Standing there, waiting for Shlomo to translate whatever this man Kulberg was saying, I remembered how, months earlier, on a late summer afternoon when Matt had come up to New York to take a portrait of Mrs. Begley and we’d sat in her living room discussing our various trips and what we’d found out, I’d mentioned that by this point I thought it might be a good idea to learn some Polish. Sitting in her thronelike chair in front of the dormant air conditioner, Mrs. Begley made a face.
Accchhhh,
she said, letting a dismissive hand flap onto the arm of the chair.
It’s too difficult for you, don’t bother!
She pushed more iced tea on Matt, to whom, I’d noticed, she had taken a fancy. To my surprise, she had readily acquiesced when he said he thought he’d get a more atmospheric photo if we took it in her bedroom, which meant that she had to get out of her throne and, leaning on her cane, make her painstaking and painful way through the living room. Why the bedroom? I thought, suppressing a surge of irritation at my brother. In the bedroom was her walker, and the hard, unflattering light from a window that was only lightly curtained. She would look like an old lady, I thought; in the elegant striped blouse she’d put on that day, she’d look like a prisoner of old age, and, although of course I knew that she was extremely old—she would turn ninety-three in December—I never
thought of Mrs. Begley as an old lady. I thought of her, in some strange way, as someone who had survived so much that there was no reason she wouldn’t survive time itself.

But Matt, I realized, was different, and saw a different woman than the one I had come to depend on so much, and for this reason, maybe, wanted a portrait of her sitting in her striped blouse on the lonely expanse of her big bed.
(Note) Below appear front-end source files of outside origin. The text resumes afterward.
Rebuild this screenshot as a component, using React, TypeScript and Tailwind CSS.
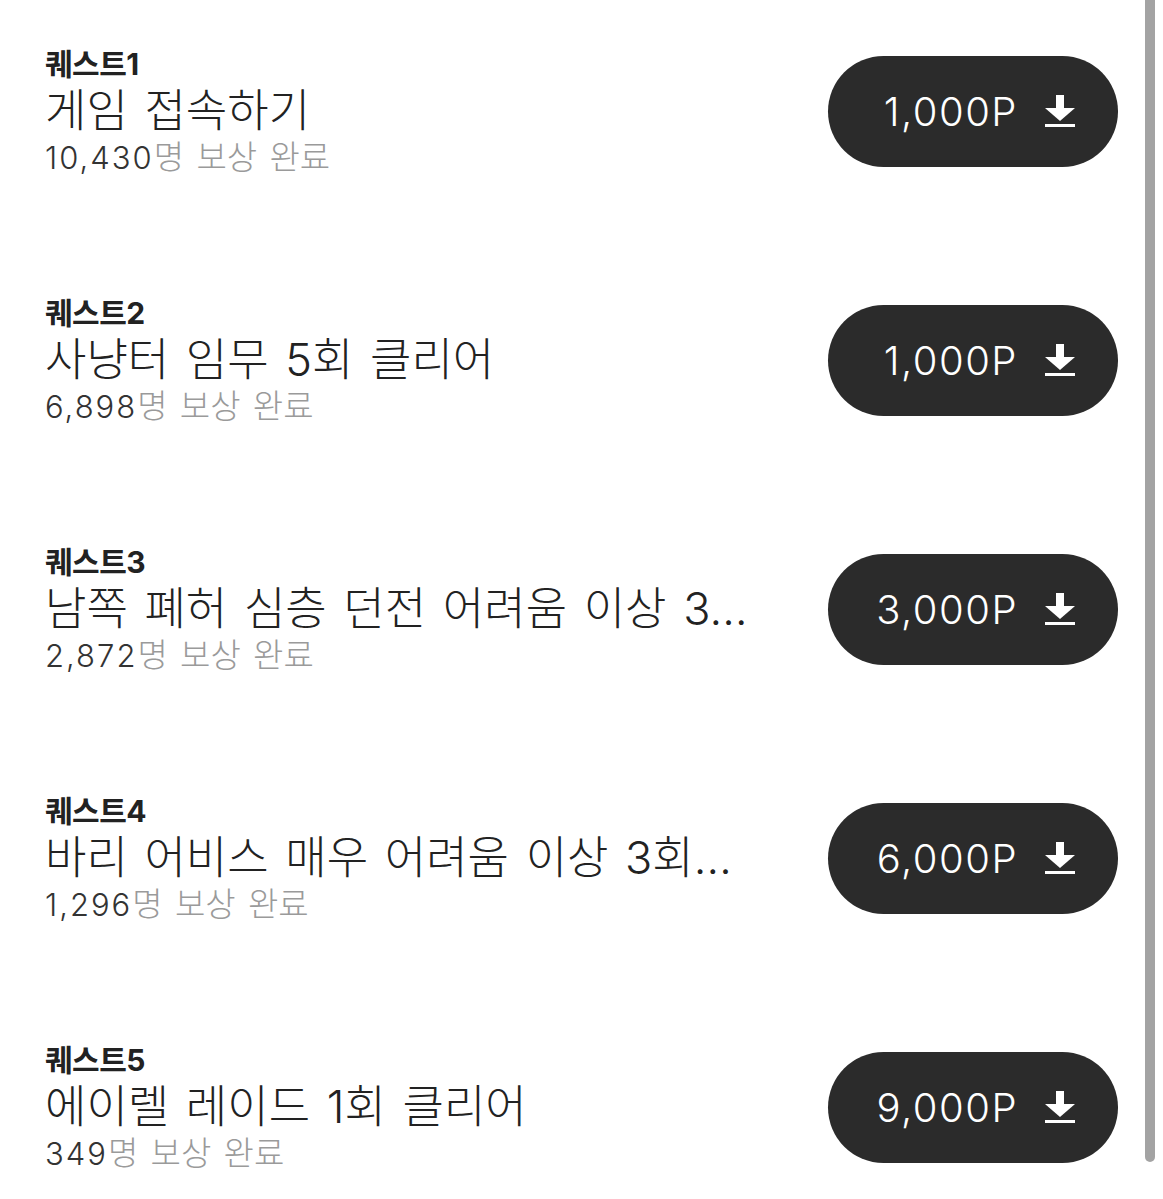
import React from "react";

const quests = [
  { n: 1, title: "게임 접속하기", count: "10,430", point: "1,000P" },
  { n: 2, title: "사냥터 임무 5회 클리어", count: "6,898", point: "1,000P" },
  { n: 3, title: "남쪽 폐허 심층 던전 어려움 이상 3…", count: "2,872", point: "3,000P" },
  { n: 4, title: "바리 어비스 매우 어려움 이상 3회…", count: "1,296", point: "6,000P" },
  { n: 5, title: "에이렐 레이드 1회 클리어", count: "349", point: "9,000P" },
];

function DownloadIcon() {
  return (
    <svg width="30" height="33" viewBox="0 0 30 33" fill="white">
      <rect x="11" y="0" width="8" height="14" />
      <polygon points="0,13 30,13 15,26" />
      <rect x="0" y="29" width="30" height="3" />
    </svg>
  );
}

export default function App() {
  return (
    <div
      className="relative w-[1163px] h-[1199px] bg-white overflow-hidden"
      style={{ fontFamily: "Inter, 'Noto Sans CJK KR', sans-serif" }}
    >
      <div className="flex flex-col gap-[138px] pt-[56px] pl-[45px] pr-[45px]">
        {quests.map((q) => (
          <div key={q.n} className="flex items-start justify-between h-[111px]">
            <div className="flex flex-col w-[710px] -mt-[8px]">
              <div className="text-[30px] leading-[32px] font-bold text-[#222222] tracking-[-0.5px]">
                퀘스트{q.n}
              </div>
              <div className="text-[45px] leading-[56px] font-light text-[#222222] whitespace-nowrap [word-spacing:4px] mt-[3px]">
                {q.title}
              </div>
              <div className="text-[33px] leading-[38px] whitespace-nowrap [word-spacing:3px] -mt-[1px]">
                <span className="text-[#333333] font-light text-[31px] tracking-[2px]">{q.count}</span>
                <span className="text-[#9a9a9a] font-light">명 보상 완료</span>
              </div>
            </div>
            <div className="flex items-center justify-end pr-[43px] gap-[27px] w-[290px] h-[111px] rounded-full bg-[#2b2b2b]">
              <span className="text-white text-[40px] font-light tracking-[1.5px]">{q.point}</span>
              <DownloadIcon />
            </div>
          </div>
        ))}
      </div>
      <div className="absolute left-[1145px] top-0 w-[10px] h-[1162px] rounded-b-full bg-[#a3a3a3]" />
    </div>
  );
}
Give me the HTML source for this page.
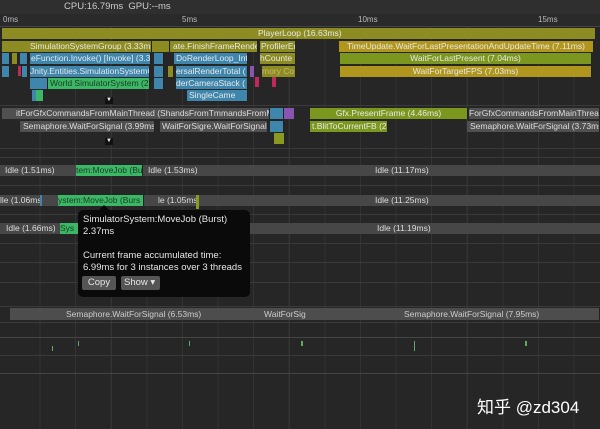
<!DOCTYPE html>
<html><head><style>
body{margin:0;width:600px;height:429px;overflow:hidden;background:#262626;font-family:"Liberation Sans",sans-serif;position:relative}
div{position:absolute;box-sizing:border-box}
.b{height:11px;font-size:8.5px;line-height:11px;color:#e8e8e8;white-space:nowrap;overflow:hidden;border-right:1px solid #222}
.ol{background:#8c8c22}.bl{background:#3f86ad}.gr{background:#3bb866;color:#1e3a22}.or{background:#b0961c}.li{background:#7c971e}.gy{background:#505050;color:#ddd}.id{background:#474747;color:#ddd;border:none}
.c{text-align:center}
.grid{left:0;top:14px;width:600px;height:415px;background:repeating-linear-gradient(90deg,transparent 0 34.5px,#333 34.5px 35.6px);background-position:5px 0}
.hl{left:0;width:600px;height:1px;background:#1a1a1a}
</style></head><body>
<div style="left:0;top:0;width:600px;height:14px;background:#2f2f2f"></div>
<div style="left:64px;top:1px;font-size:9.5px;color:#ccc">CPU:16.79ms&nbsp;&nbsp;GPU:--ms</div>
<div class="grid"></div>
<div style="left:0;top:14px;width:600px;height:13px;background:#2a2a2a;border-bottom:1px solid #444"></div>
<div style="left:3px;top:15px;font-size:8px;color:#bbb">0ms</div>
<div style="left:182px;top:15px;font-size:8px;color:#bbb">5ms</div>
<div style="left:358px;top:15px;font-size:8px;color:#bbb">10ms</div>
<div style="left:538px;top:15px;font-size:8px;color:#bbb">15ms</div>
<div class="b ol" style="left:2px;top:28px;width:594px;padding-left:256px">PlayerLoop (16.63ms)</div>
<div class="b ol" style="left:2px;top:41px;width:150px;padding-left:28px">SimulationSystemGroup (3.33ms</div>
<div class="b ol" style="left:152px;top:41px;width:18px"></div>
<div class="b ol" style="left:170px;top:41px;width:88px;padding-left:3px">ate.FinishFrameRender</div>
<div class="b ol" style="left:260px;top:41px;width:36px;padding-left:1px">ProfilerEn</div>
<div class="b or c" style="left:339px;top:41px;width:255px">TimeUpdate.WaitForLastPresentationAndUpdateTime (7.11ms)</div>
<div class="b bl" style="left:2px;top:53px;width:8px"></div>
<div class="b ol" style="left:12px;top:53px;width:6px"></div>
<div class="b bl" style="left:20px;top:53px;width:8px"></div>
<div class="b bl" style="left:30px;top:53px;width:121px;padding-left:1px">eFunction.Invoke() [Invoke] (3.3</div>
<div class="b bl" style="left:154px;top:53px;width:10px"></div>
<div class="b bl" style="left:174px;top:53px;width:74px;padding-left:2px">DoRenderLoop_Inte</div>
<div class="b ol" style="left:260px;top:53px;width:36px">hCounte</div>
<div class="b li c" style="left:340px;top:53px;width:252px">WaitForLastPresent (7.04ms)</div>
<div class="b bl" style="left:2px;top:66px;width:8px"></div>
<div class="b bl" style="left:22px;top:66px;width:6px"></div>
<div class="b bl" style="left:30px;top:66px;width:120px">Jnity.Entities.SimulationSystemG</div>
<div class="b bl" style="left:154px;top:66px;width:10px"></div>
<div class="b ol" style="left:168px;top:66px;width:6px"></div>
<div class="b bl" style="left:176px;top:66px;width:72px">ersalRenderTotal (</div>
<div style="left:250px;top:66px;width:4px;height:11px;background:#8a55b0"></div>
<div class="b ol" style="left:262px;top:66px;width:34px;color:#c9b870">mory Co</div>
<div class="b or c" style="left:340px;top:66px;width:252px">WaitForTargetFPS (7.03ms)</div>
<div class="b bl" style="left:30px;top:78px;width:18px"></div>
<div class="b gr" style="left:48px;top:78px;width:102px;padding-left:2px">World SimulatorSystem (2</div>
<div class="b bl" style="left:154px;top:78px;width:10px"></div>
<div class="b bl" style="left:176px;top:78px;width:72px">derCameraStack (</div>
<div class="b bl" style="left:32px;top:90px;width:12px"></div>
<div class="b gr" style="left:36px;top:90px;width:8px"></div>
<div class="b bl" style="left:187px;top:90px;width:61px;padding-left:2px">SingleCame</div>
<div style="left:255px;top:77px;width:4px;height:10px;background:#c02a5a"></div>
<div style="left:272px;top:77px;width:4px;height:10px;background:#c02a5a"></div>
<div style="left:18px;top:66px;width:3px;height:10px;background:#c02a5a"></div>
<div style="left:105px;top:97px;width:8px;height:7px;background:#111;color:#eee;font-size:6px;text-align:center">▼</div>
<div class="hl" style="top:105px;background:#3a3a3a"></div>
<div class="b gy" style="left:2px;top:108px;width:268px;padding-left:14px">itForGfxCommandsFromMainThread (ShandsFromTmmandsFromMai</div>
<div class="b bl" style="left:270px;top:108px;width:14px"></div>
<div style="left:284px;top:108px;width:10px;height:11px;background:#8a55b0"></div>
<div class="b li c" style="left:310px;top:108px;width:158px">Gfx.PresentFrame (4.46ms)</div>
<div class="b gy" style="left:469px;top:108px;width:131px">ForGfxCommandsFromMainThread</div>
<div class="b gy" style="left:20px;top:121px;width:135px;padding-left:3px">Semaphore.WaitForSignal (3.99ms)</div>
<div class="b gy" style="left:160px;top:121px;width:108px;padding-left:2px">WaitForSigre.WaitForSignal</div>
<div class="b bl" style="left:270px;top:121px;width:14px"></div>
<div class="b li" style="left:310px;top:121px;width:78px;padding-left:2px">t.BlitToCurrentFB (2</div>
<div class="b gy" style="left:467px;top:121px;width:133px;padding-left:3px">Semaphore.WaitForSignal (3.73ms)</div>
<div style="left:274px;top:133px;width:10px;height:11px;background:#8a9a20"></div>
<div style="left:105px;top:138px;width:8px;height:7px;background:#111;color:#eee;font-size:6px;text-align:center">▼</div>
<div class="hl" style="top:148px;background:#3a3a3a"></div>
<div class="hl" style="top:157px;background:#3a3a3a"></div>
<div class="b id" style="left:0;top:165px;width:600px"></div>
<div class="b id" style="left:2px;top:165px;width:52px;padding-left:3px">Idle (1.51ms)</div>
<div class="b gr" style="left:76px;top:165px;width:67px">tem:MoveJob (Bu</div>
<div class="b id" style="left:148px;top:165px;width:60px">Idle (1.53ms)</div>
<div class="b id" style="left:375px;top:165px;width:80px">Idle (11.17ms)</div>
<div class="hl" style="top:185px;background:#3a3a3a"></div>
<div class="b id" style="left:0;top:195px;width:600px"></div>
<div class="b id" style="left:0;top:195px;width:40px">lle (1.06ms</div>
<div style="left:40px;top:195px;width:2px;height:11px;background:#3f86ad"></div>
<div class="b gr" style="left:58px;top:195px;width:86px">ystem:MoveJob (Burs</div>
<div class="b id" style="left:158px;top:195px;width:38px">le (1.05ms</div>
<div style="left:196px;top:195px;width:3px;height:14px;background:#8a9a20"></div>
<div class="b id" style="left:375px;top:195px;width:80px">Idle (11.25ms)</div>
<div class="hl" style="top:214px;background:#3a3a3a"></div>
<div class="b id" style="left:0;top:223px;width:600px"></div>
<div class="b id" style="left:6px;top:223px;width:50px">Idle (1.66ms)</div>
<div class="b gr" style="left:60px;top:223px;width:20px">Sys</div>
<div class="b id" style="left:377px;top:223px;width:80px">Idle (11.19ms)</div>
<div class="hl" style="top:243px;background:#3a3a3a"></div>
<div class="hl" style="top:262px;background:#3a3a3a"></div>
<div class="hl" style="top:282px;background:#3a3a3a"></div>
<div class="hl" style="top:306px;background:#3a3a3a"></div>
<div class="b gy" style="left:10px;top:308px;width:590px;height:12px;background:#4d4d4d"></div>
<div style="left:66px;top:309px;font-size:8.5px;color:#ccc">Semaphore.WaitForSignal (6.53ms)</div>
<div style="left:264px;top:309px;font-size:8.5px;color:#ccc">WaitForSig</div>
<div style="left:404px;top:309px;font-size:8.5px;color:#ccc">Semaphore.WaitForSignal (7.95ms)</div>
<div class="hl" style="top:322px;background:#3a3a3a"></div>
<div class="hl" style="top:337px;background:#444"></div>
<div class="hl" style="top:355px;background:#3a3a3a"></div>
<div class="hl" style="top:373px;background:#444"></div>
<div style="left:78px;top:341px;width:1px;height:5px;background:#5fa86a"></div>
<div style="left:189px;top:341px;width:1px;height:5px;background:#5fa86a"></div>
<div style="left:301px;top:341px;width:2px;height:5px;background:#5fa86a"></div>
<div style="left:414px;top:341px;width:1px;height:10px;background:#5fa86a"></div>
<div style="left:525px;top:341px;width:2px;height:5px;background:#5fa86a"></div>
<div style="left:52px;top:346px;width:1px;height:5px;background:#5fa86a"></div>
<div style="left:78px;top:210px;width:172px;height:87px;background:#0a0a0a;border-radius:5px;color:#e6e6e6;font-size:9.5px;line-height:12px;padding:4px 5px;white-space:nowrap">
<div style="position:static">SimulatorSystem:MoveJob (Burst)<br>2.37ms<br><br>Current frame accumulated time:<br>6.99ms for 3 instances over 3 threads</div>
<div style="left:4px;top:66px;width:34px;height:14px;background:#555;border-radius:2px;text-align:center;line-height:14px">Copy</div>
<div style="left:43px;top:66px;width:39px;height:14px;background:#555;border-radius:2px;line-height:14px;padding-left:3px">Show ▾</div>
</div>
<div style="left:99px;top:205px;width:0;height:0;border:5px solid transparent;border-bottom-color:#0a0a0a;border-top:0"></div>
<div style="left:477px;top:393px;font-size:17px;color:#fff;font-family:'Liberation Sans','Noto Sans CJK SC',sans-serif">知乎 @zd304</div>
</body></html>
And because she liked him—partly because he is a big, good-looking man with beautiful yellow eyes and a wide, unpredictable, ingratiating grin, and partly because, as she had once told me, his moody picture of a solitary old Jew sitting in the grand synagogue in L’viv, which he’d taken on our first trip two years ago, had brought back to her wonderful memories of her girlhood in the lost world, the holidays, the meals, the way her father had carried her on his shoulders in shul on Simchat Torah so she could see what was happening—because she had decided to like him, she uncomplainingly got up from her chair in the living room and went to the bedroom and sat on the bed, and there he took the picture that, when he sent a copy to her, she declared the best picture ever taken of her.

From that point on, whenever I talked to Mrs. Begley, she’d end the conversation by saying something like this: How is that brother of yours, the one who’s so much better-looking than you are? And she would chuckle her mirthless chuckle.

For instance: a few months after Matt took the picture, Mrs. Begley called to ask me how my Yom Kippur fast had been. It was a nice
yontiff,
I said, we had a good fast and my mother had made a lavish break-fast.

She sighed heavily. It’s nice to hear those terms. They are familiar to me, but they won’t be long in this world.

Then she said, Give my best to your brother and tell him he’s much better-looking than you; and hung up the phone.

Six months after that, she called me on my birthday, which always falls around Passover. I told her about the big family seder we were all going to be attending on Long Island. Because her son happened to be abroad just then, I invited her, as I had sometimes done in the past, to come out and celebrate with my family and our friends, although I knew that she’d pooh-pooh the idea, as indeed she had done in the past.

Accchhh,
she said, sighing dramatically. (I envisioned her right hand, spotted and thin, flapping in disdain.) Once I would have gone, but my knees are bad, I can’t walk, I don’t feel well at all. But it’s nice you should ask.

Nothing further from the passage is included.